Although you have perhaps hit the nail on the head when you claim that Kantian philosophy has no "practical" use -- it's a bit like Kant's definition of beauty, "purposiveness without purpose". It's perhaps a problem of the utilitarian thinking of modern sciences that all furthering of our knowledge and wisdom needs somehow to have a "practical" use and that there are no point to metaphysical considerations.
But your final statement of how all philosophy is dependent on the social/historical context in which they are given shows you moving towards away from the naive realism of scientific materialism into perhaps the territory of Hegel's historicism or Nietzsche's perspectivism. I wonder: do you think that historical/social determination applies also to modern scientific materialism or is that the one school of thought exempt?

>> No.22963706

>>22963686
I include real-life ethical choices within practical use and that includes "moral" choices or rather personal choices.
> I wonder: do you think that historical/social determination applies also to modern scientific materialism or is that the one school of thought exempt?
It's obviously not, but it can be aware of that fact and study their position within a historical process and use those insights to correct their point of view from presuppositions emerging from that determination.

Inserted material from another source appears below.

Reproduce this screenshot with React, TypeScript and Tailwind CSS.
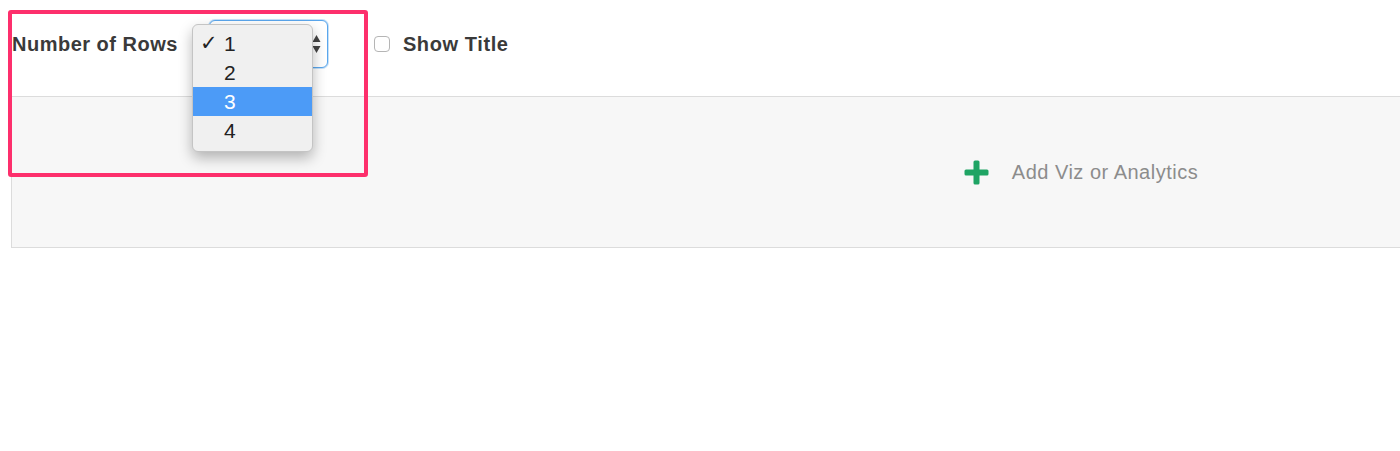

I'm determined but I know it and that knowledge of how precisely (not just as an abstract empty fact) yields useful insights for improving my point of view.

>> No.22963721

Wittgenstein filters another. Once you grasp his work, you'll see how so much philosophizing can just be dismissed.

>> No.22963738

>>22963456
Can confirm

>> No.22963741

>>22963706
Interesting okay. You are smarter and more well-read than I thought. I assumed you were just a /sci/ browser come to claim philosophy in general was bullshit (which of course it is but there's a difference between /sci/ person vs. a philosophy reader saying it). I apologise also because I think some of the statements of my previous post were badly or confusedly worded (ie. "Kantians trust reality as they perceive it" -- maybe true on a practical but not really a theoretical level).

>> No.22963898

>>22963456
As a Kansan, I will single-handedly bring back 'hot ziggety!'

>> No.22965330

>>22963559
> By your logic, you can trust reality as you perceive it but only treat it as some kind of hallucination where suspension of disbelief is only necessary for practical life.
That's a good summary you did here actually.
But it's not clear to me what's your problem with this mindset.
Are you pretending to not understand it?
Come on, you summarized it, it should click in your head.